In 2012–13, the total area irrigated in the Cooch Behar I CD block was 5,121 hectares, out of which 200 hectares were irrigated by private canal water, 355 hectares by tank water, 814 hectares by river lift irrigation, 314 hectares by deep tube wells, 2,304 hectares by shallow tube wells, 97 hectares by open dug wells, 1,037 hectares by other means.

===Pisciculture===
Being a river-bound district, pisciculture is an important economic activity in the Cooch Behar district. Almost all the rivers originating in the Himalayas have a lot of fish. The net area under effective pisciculture in 2010–11 in the Cooch Behar I CD block was 410.88 hectares. 12,875 persons were engaged in the profession and approximate annual production was 24,063 quintals.

===Banking===
In 2012–13, Cooch Behar I CD block had offices of 32 commercial banks and 8 gramin banks.

==Transport==
Cooch Behar I CD block has 8 ferry services and 11 originating/ terminating bus routes.

The broad gauge Alipurduar-Bamanhat branch line passes through this block and there are stations at Dewanhat and Bhetaguri.

==Education==
In 2012–13, Cooch Behar I CD block had 195 primary schools with 24,014 students, 29 middle schools with 8,972 students, 21 high schools with 19,600 students and 20 higher secondary schools with 18,990 students. Cooch Behar I CD block had 1 general degree college with 800 students, 5 technical/ professional institutions with 379 students and 624 institutions for special and non-formal education with 29,714 students.

See also – Education in India

According to the 2011 census, among the 142 inhabited villages in the Cooch Behar I CD block 13 villages did not have schools, 74 villages had two or more primary schools, 63 villages had at least 1 primary and 1 middle school and 45 villages had at least 1 middle and 1 secondary school.

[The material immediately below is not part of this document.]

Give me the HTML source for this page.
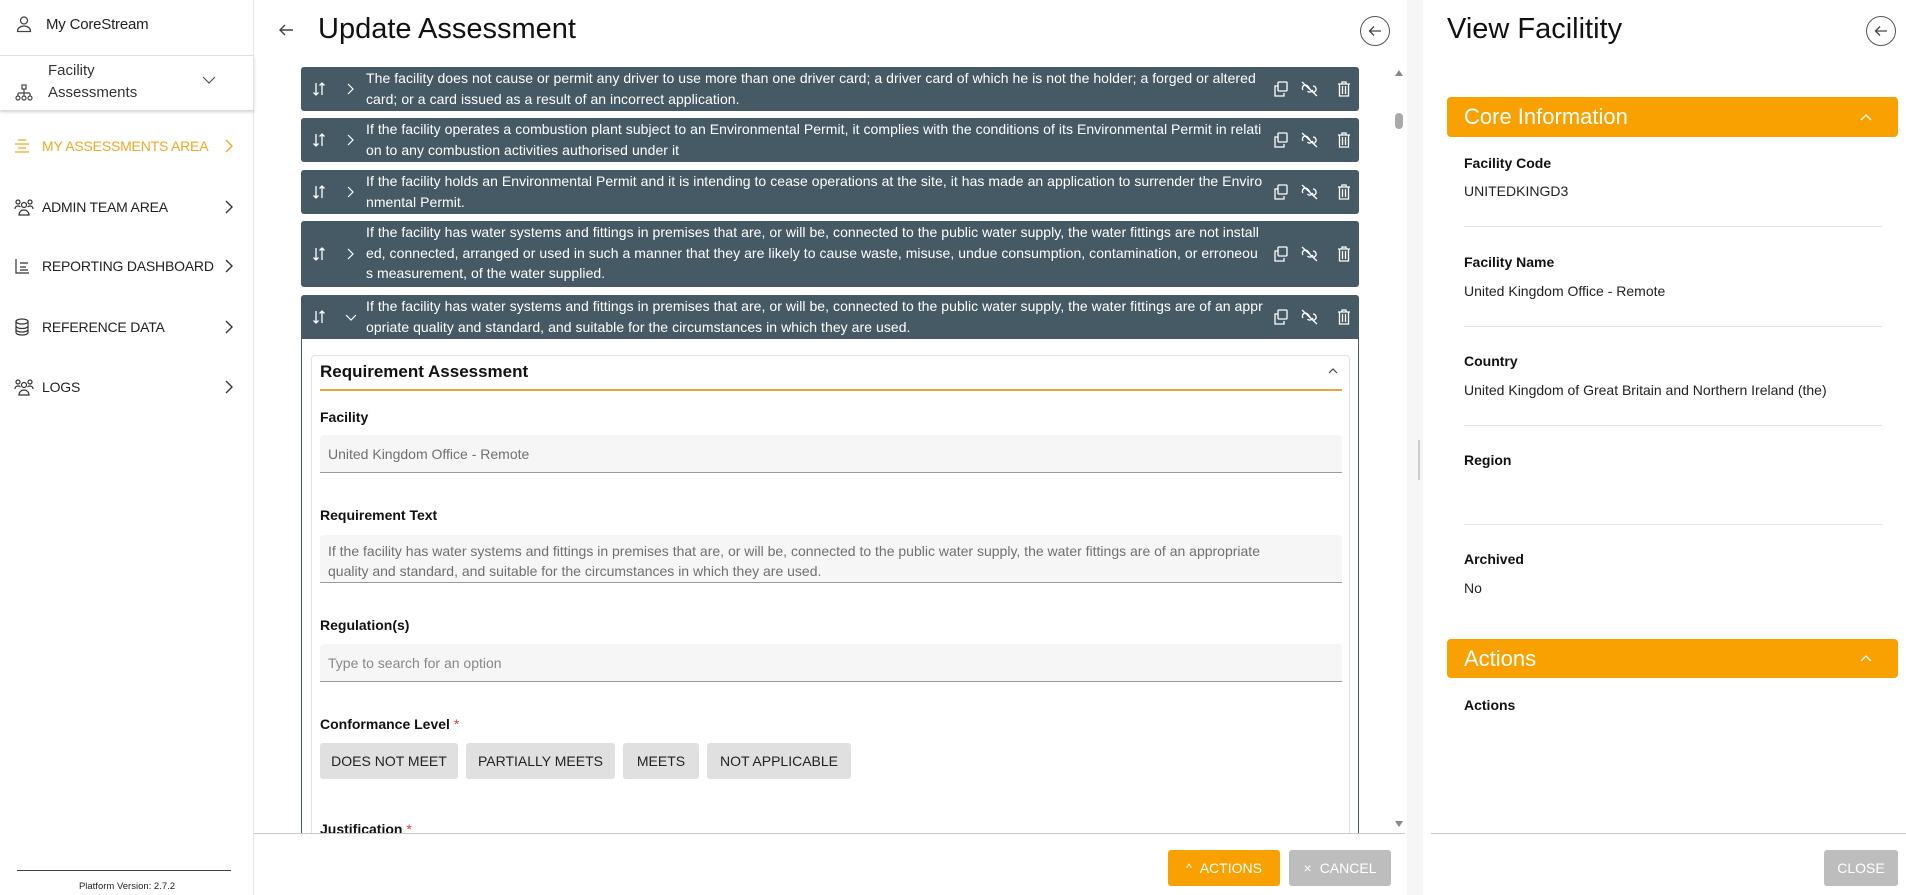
<!DOCTYPE html>
<html><head><meta charset="utf-8"><style>
*{box-sizing:border-box;margin:0;padding:0}
html,body{width:1906px;height:895px;overflow:hidden}
body{background:#fff;font-family:"Liberation Sans",Arial,sans-serif;color:#212121;position:relative}
.abs{position:absolute}
.side{left:0;top:0;width:254px;height:895px;border-right:1px solid #e4e4e4;background:#fff}
.nav{position:absolute;left:14px;font-size:14px;letter-spacing:-0.2px;color:#222;display:flex;align-items:center;width:226px}
.nav svg{margin-right:12px;flex:none}
.nav .chev{position:absolute;right:6px;margin:0}
.row{position:absolute;left:301px;width:1058px;background:#455a64;border-radius:3px;color:#fff;font-size:14px;line-height:20.5px}
.row .t{position:absolute;left:65px;width:898px;word-break:break-all;top:-3px;letter-spacing:0.05px}
.lbl{position:absolute;left:320px;font-size:14px;font-weight:bold;color:#111}
.inp{position:absolute;left:320px;width:1022px;background:#f6f6f6;border-bottom:1px solid #9a9a9a;border-radius:4px 4px 0 0;color:#707070;font-size:14px;padding-left:8px}
.btn{position:absolute;top:743px;height:36px;background:#e0e0e0;border-radius:3px;font-size:14px;color:#222;display:flex;align-items:center;justify-content:center}
.rl{position:absolute;left:1464px;font-size:14px;font-weight:bold;color:#111}
.rv{position:absolute;left:1464px;font-size:14px;color:#222}
.rd{position:absolute;left:1464px;width:418px;height:1px;background:#e3e3e3}
.bar{position:absolute;left:1447px;width:451px;background:#f9a100;border-radius:4px;color:#fff;font-size:22px;padding-left:17px;display:flex;align-items:center}
</style></head><body>

<div class="abs side">
  <div class="nav" style="top:14px;left:14px"><svg width="20" height="20" viewBox="0 0 20 20" fill="none" stroke="#444" stroke-width="1.3"><circle cx="10" cy="6.5" r="3.5"/><path d="M3.5 17.5c0-3.5 3-5.5 6.5-5.5s6.5 2 6.5 5.5z"/></svg><span style="font-size:15px">My CoreStream</span></div>
  <div class="abs" style="left:0;top:55px;width:254px;height:1px;background:#e2e2e2"></div>
  <div class="abs" style="left:0;top:56px;width:254px;height:54px;box-shadow:0 2px 3px rgba(0,0,0,.18)"></div>
  <svg class="abs" style="left:14px;top:84px" width="20" height="18" viewBox="0 0 20 18" fill="none" stroke="#444" stroke-width="1.2"><rect x="8" y="1" width="4" height="4"/><path d="M10 5v4M4 9h12M4 9v3M10 9v3M16 9v3"/><circle cx="4" cy="14" r="2"/><circle cx="10" cy="14" r="2"/><circle cx="16" cy="14" r="2"/></svg>
  <div class="abs" style="left:48px;top:60px;font-size:15px;line-height:22px;color:#333">Facility<br>Assessments</div>
  <svg class="abs" style="left:202px;top:75px" width="14" height="10" viewBox="0 0 14 10" fill="none" stroke="#555" stroke-width="1.2"><path d="M1 2l6 6 6-6"/></svg>

  <div class="nav" style="top:137px;color:#f5a623"><svg width="16" height="18" viewBox="0 0 16 18" fill="none" stroke="#f5a623" stroke-width="1.3"><path d="M4 3h8M1 7h14M4 11h8M1 15h14"/></svg><span>MY ASSESSMENTS AREA</span><svg class="chev" width="10" height="16" viewBox="0 0 10 16" fill="none" stroke="#f5a623" stroke-width="1.4"><path d="M2 2l6 6-6 6"/></svg></div>
  <div class="nav" style="top:198px"><svg width="20" height="18" viewBox="0 0 20 18" fill="none" stroke="#333" stroke-width="1.2"><circle cx="4" cy="4" r="2"/><circle cx="16" cy="4" r="2"/><circle cx="10" cy="7" r="2.5"/><path d="M1 11c0-2 1.5-3 3-3s2 .5 2.5 1M19 11c0-2-1.5-3-3-3s-2 .5-2.5 1M5 17c0-3 2.3-5 5-5s5 2 5 5z"/></svg><span style="margin-left:-4px">ADMIN TEAM AREA</span><svg class="chev" width="10" height="16" viewBox="0 0 10 16" fill="none" stroke="#333" stroke-width="1.4"><path d="M2 2l6 6-6 6"/></svg></div>
  <div class="nav" style="top:257px"><svg width="16" height="18" viewBox="0 0 16 18" fill="none" stroke="#333" stroke-width="1.2"><path d="M2 2v14h13M6 6h8M6 10h6M6 13h8"/></svg><span>REPORTING DASHBOARD</span><svg class="chev" width="10" height="16" viewBox="0 0 10 16" fill="none" stroke="#333" stroke-width="1.4"><path d="M2 2l6 6-6 6"/></svg></div>
  <div class="nav" style="top:318px"><svg width="16" height="18" viewBox="0 0 16 18" fill="none" stroke="#333" stroke-width="1.2"><ellipse cx="8" cy="3.5" rx="6" ry="2.5"/><path d="M2 3.5v11c0 1.4 2.7 2.5 6 2.5s6-1.1 6-2.5v-11M2 8c0 1.4 2.7 2.5 6 2.5s6-1.1 6-2.5M2 11.5c0 1.4 2.7 2.5 6 2.5s6-1.1 6-2.5"/></svg><span>REFERENCE DATA</span><svg class="chev" width="10" height="16" viewBox="0 0 10 16" fill="none" stroke="#333" stroke-width="1.4"><path d="M2 2l6 6-6 6"/></svg></div>
  <div class="nav" style="top:378px"><svg width="20" height="18" viewBox="0 0 20 18" fill="none" stroke="#333" stroke-width="1.2"><circle cx="4" cy="4" r="2"/><circle cx="16" cy="4" r="2"/><circle cx="10" cy="7" r="2.5"/><path d="M1 11c0-2 1.5-3 3-3s2 .5 2.5 1M19 11c0-2-1.5-3-3-3s-2 .5-2.5 1M5 17c0-3 2.3-5 5-5s5 2 5 5z"/></svg><span style="margin-left:-4px">LOGS</span><svg class="chev" width="10" height="16" viewBox="0 0 10 16" fill="none" stroke="#333" stroke-width="1.4"><path d="M2 2l6 6-6 6"/></svg></div>

  <div class="abs" style="left:17px;top:870px;width:214px;height:1px;background:#444"></div>
  <div class="abs" style="left:0;top:881px;width:254px;text-align:center;font-size:9.5px;color:#222">Platform Version: 2.7.2</div>
</div>

<svg class="abs" style="left:278px;top:23px" width="16" height="14" viewBox="0 0 16 14" fill="none" stroke="#444" stroke-width="1.4"><path d="M15 7H2M7 2L2 7l5 5"/></svg>
<div class="abs" style="left:318px;top:13px;font-size:29px;color:#111">Update Assessment</div>
<div class="abs" style="left:1360px;top:16px;width:30px;height:30px;border:1px solid #555;border-radius:50%"></div>
<svg class="abs" style="left:1368px;top:25px" width="14" height="12" viewBox="0 0 14 12" fill="none" stroke="#444" stroke-width="1.3"><path d="M13 6H2M6 1.5L1.5 6 6 10.5"/></svg>

<div class="row" style="top:67px;height:44px"><div class="t" style="top:1px">The facility does not cause or permit any driver to use more than one driver card; a driver card of which he is not the holder; a forged or altered card; or a card issued as a result of an incorrect application.</div></div>
<div class="row" style="top:118px;height:44px"><div class="t" style="top:1px">If the facility operates a combustion plant subject to an Environmental Permit, it complies with the conditions of its Environmental Permit in relation to any combustion activities authorised under it</div></div>
<div class="row" style="top:170px;height:44px"><div class="t" style="top:1px">If the facility holds an Environmental Permit and it is intending to cease operations at the site, it has made an application to surrender the Environmental Permit.</div></div>
<div class="row" style="top:221px;height:66px"><div class="t" style="top:1px">If the facility has water systems and fittings in premises that are, or will be, connected to the public water supply, the water fittings are not installed, connected, arranged or used in such a manner that they are likely to cause waste, misuse, undue consumption, contamination, or erroneous measurement, of the water supplied.</div></div>
<div class="row" style="top:295px;height:44px;border-radius:3px 3px 0 0"><div class="t" style="top:1px">If the facility has water systems and fittings in premises that are, or will be, connected to the public water supply, the water fittings are of an appropriate quality and standard, and suitable for the circumstances in which they are used.</div></div>

<svg width="0" height="0" style="position:absolute"><defs>
<g id="sort" fill="none" stroke="#fff" stroke-width="1.3"><path d="M4 2v12M1.5 11.5L4 14l2.5-2.5M10 14V2M7.5 4.5L10 2l2.5 2.5"/></g>
<g id="copy" fill="none" stroke="#fff" stroke-width="1.3"><rect x="5" y="1" width="9" height="9" rx="1"/><path d="M5 5H2v10h9v-3"/></g>
<g id="unlink" fill="none" stroke="#fff" stroke-width="1.3"><path d="M2 9c-1.5-2 0-5 2.5-5s3.5 3 5 5 3.5 3 5 1 0-5-2.5-5M12 9c-1.5 2-4 3-5.5 1M1 1l15 14"/></g>
<g id="trash" fill="none" stroke="#fff" stroke-width="1.3"><path d="M1 3h12M5 3V1h4v2M2.5 3v12h9V3M5.5 5v8M8.5 5v8"/></g>
</defs></svg>
<svg class="abs" style="left:312px;top:81px" width="14" height="16"><use href="#sort"/></svg>
<svg class="abs" style="left:312px;top:132px" width="14" height="16"><use href="#sort"/></svg>
<svg class="abs" style="left:312px;top:184px" width="14" height="16"><use href="#sort"/></svg>
<svg class="abs" style="left:312px;top:246px" width="14" height="16"><use href="#sort"/></svg>
<svg class="abs" style="left:312px;top:309px" width="14" height="16"><use href="#sort"/></svg>
<svg class="abs" style="left:346px;top:83px" width="8" height="12" fill="none" stroke="#fff" stroke-width="1.2"><path d="M2 1l5 5-5 5"/></svg>
<svg class="abs" style="left:346px;top:134px" width="8" height="12" fill="none" stroke="#fff" stroke-width="1.2"><path d="M2 1l5 5-5 5"/></svg>
<svg class="abs" style="left:346px;top:186px" width="8" height="12" fill="none" stroke="#fff" stroke-width="1.2"><path d="M2 1l5 5-5 5"/></svg>
<svg class="abs" style="left:346px;top:248px" width="8" height="12" fill="none" stroke="#fff" stroke-width="1.2"><path d="M2 1l5 5-5 5"/></svg>
<svg class="abs" style="left:345px;top:313px" width="12" height="8" fill="none" stroke="#fff" stroke-width="1.2"><path d="M1 2l5 5 5-5"/></svg>

<svg class="abs" style="left:1273px;top:81px" width="16" height="16"><use href="#copy"/></svg>
<svg class="abs" style="left:1301px;top:81px" width="17" height="16"><use href="#unlink"/></svg>
<svg class="abs" style="left:1337px;top:81px" width="14" height="16"><use href="#trash"/></svg>
<svg class="abs" style="left:1273px;top:132px" width="16" height="16"><use href="#copy"/></svg>
<svg class="abs" style="left:1301px;top:132px" width="17" height="16"><use href="#unlink"/></svg>
<svg class="abs" style="left:1337px;top:132px" width="14" height="16"><use href="#trash"/></svg>
<svg class="abs" style="left:1273px;top:184px" width="16" height="16"><use href="#copy"/></svg>
<svg class="abs" style="left:1301px;top:184px" width="17" height="16"><use href="#unlink"/></svg>
<svg class="abs" style="left:1337px;top:184px" width="14" height="16"><use href="#trash"/></svg>
<svg class="abs" style="left:1273px;top:246px" width="16" height="16"><use href="#copy"/></svg>
<svg class="abs" style="left:1301px;top:246px" width="17" height="16"><use href="#unlink"/></svg>
<svg class="abs" style="left:1337px;top:246px" width="14" height="16"><use href="#trash"/></svg>
<svg class="abs" style="left:1273px;top:309px" width="16" height="16"><use href="#copy"/></svg>
<svg class="abs" style="left:1301px;top:309px" width="17" height="16"><use href="#unlink"/></svg>
<svg class="abs" style="left:1337px;top:309px" width="14" height="16"><use href="#trash"/></svg>

<div class="abs" style="left:301px;top:339px;width:1058px;height:500px;border-left:1px solid #455a64;border-right:1px solid #455a64"></div>
<div class="abs" style="left:311px;top:355px;width:1039px;height:500px;border:1px solid #e2e2e2;border-radius:4px"></div>
<div class="abs" style="left:320px;top:362px;font-size:17px;font-weight:bold;color:#111">Requirement Assessment</div>
<svg class="abs" style="left:1328px;top:367px" width="10" height="7" fill="none" stroke="#444" stroke-width="1.2"><path d="M1 6l4-4 4 4"/></svg>
<div class="abs" style="left:320px;top:389px;width:1022px;height:2px;background:#e7a93a"></div>

<div class="lbl" style="top:409px">Facility</div>
<div class="inp" style="top:435px;height:38px;line-height:38px">United Kingdom Office - Remote</div>
<div class="lbl" style="top:507px">Requirement Text</div>
<div class="inp" style="top:535px;height:48px;padding-top:6px;line-height:20px">If the facility has water systems and fittings in premises that are, or will be, connected to the public water supply, the water fittings are of an appropriate<br>quality and standard, and suitable for the circumstances in which they are used.</div>
<div class="lbl" style="top:617px">Regulation(s)</div>
<div class="inp" style="top:644px;height:38px;line-height:38px;color:#888">Type to search for an option</div>
<div class="lbl" style="top:716px">Conformance Level <span style="color:#e53935;font-weight:normal">*</span></div>
<div class="btn" style="left:320px;width:138px">DOES NOT MEET</div>
<div class="btn" style="left:466px;width:149px">PARTIALLY MEETS</div>
<div class="btn" style="left:623px;width:76px">MEETS</div>
<div class="btn" style="left:707px;width:144px">NOT APPLICABLE</div>
<div class="lbl" style="top:821px">Justification <span style="color:#e53935;font-weight:normal">*</span></div>

<svg class="abs" style="left:1394px;top:69px" width="10" height="8"><path d="M1 7l4-6 4 6z" fill="#888"/></svg>
<div class="abs" style="left:1395px;top:113px;width:8px;height:16px;background:#aaa;border-radius:4px"></div>
<svg class="abs" style="left:1394px;top:820px" width="10" height="8"><path d="M1 1l4 6 4-6z" fill="#888"/></svg>

<div class="abs" style="left:254px;top:833px;width:1151px;height:62px;border-top:1px solid #c9c9c9;background:#fff"></div>
<div class="abs" style="left:1168px;top:850px;width:112px;height:36px;background:#f9a100;border-radius:3px;color:#fff;font-size:14px;display:flex;align-items:center;justify-content:center"><span style="font-size:12px;margin-right:8px">^</span>ACTIONS</div>
<div class="abs" style="left:1289px;top:850px;width:102px;height:36px;background:#bdbdbd;border-radius:3px;color:#fff;font-size:14px;display:flex;align-items:center;justify-content:center"><span style="margin-right:8px">×</span>CANCEL</div>

<div class="abs" style="left:1407px;top:0;width:16px;height:895px;background:#f6f6f7"></div>
<div class="abs" style="left:1418px;top:440px;width:2px;height:40px;background:#ccc"></div>

<div class="abs" style="left:1447px;top:13px;font-size:29px;color:#111">View Facilitity</div>
<div class="abs" style="left:1866px;top:16px;width:30px;height:30px;border:1px solid #555;border-radius:50%"></div>
<svg class="abs" style="left:1874px;top:25px" width="14" height="12" viewBox="0 0 14 12" fill="none" stroke="#444" stroke-width="1.3"><path d="M13 6H2M6 1.5L1.5 6 6 10.5"/></svg>

<div class="bar" style="top:97px;height:40px">Core Information</div>
<svg class="abs" style="left:1860px;top:113px" width="12" height="8" fill="none" stroke="#fff" stroke-width="1.3"><path d="M1 7l5-5 5 5"/></svg>
<div class="rl" style="top:155px">Facility Code</div>
<div class="rv" style="top:183px">UNITEDKINGD3</div>
<div class="rd" style="top:226px"></div>
<div class="rl" style="top:254px">Facility Name</div>
<div class="rv" style="top:283px">United Kingdom Office - Remote</div>
<div class="rd" style="top:326px"></div>
<div class="rl" style="top:353px">Country</div>
<div class="rv" style="top:382px">United Kingdom of Great Britain and Northern Ireland (the)</div>
<div class="rd" style="top:425px"></div>
<div class="rl" style="top:452px">Region</div>
<div class="rd" style="top:524px"></div>
<div class="rl" style="top:551px">Archived</div>
<div class="rv" style="top:580px">No</div>
<div class="bar" style="top:639px;height:39px">Actions</div>
<svg class="abs" style="left:1860px;top:654px" width="12" height="8" fill="none" stroke="#fff" stroke-width="1.3"><path d="M1 7l5-5 5 5"/></svg>
<div class="rl" style="top:697px">Actions</div>

<div class="abs" style="left:1431px;top:833px;width:475px;height:1px;background:#c9c9c9"></div>
<div class="abs" style="left:1824px;top:850px;width:74px;height:36px;background:#bdbdbd;border-radius:3px;color:#fff;font-size:14px;display:flex;align-items:center;justify-content:center">CLOSE</div>
</body></html>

Dewanhat Mahavidyalaya was established in 2007 at Dewanhat.

==Healthcare==
In 2013, Cooch Behar I CD block had 1 block primary health centre, 2 primary health centres and 1 NGO/private nursing home with total 66 beds and 7 doctors (excluding private bodies). It had 46 family welfare subcentres. 11,213 patients were treated indoor and 340,811 patients were treated outdoor in the hospitals, health centres and subcentres of the CD block.

Dewanhat Rural Hospital, with 30 beds at Dewanhat, is the major government medical facility in the Cooch Behar I CD block. There are primary health centres at Putimari Phuleswari (PO Patpushu) (with 10 beds) and Chilkirhat (with 6 beds).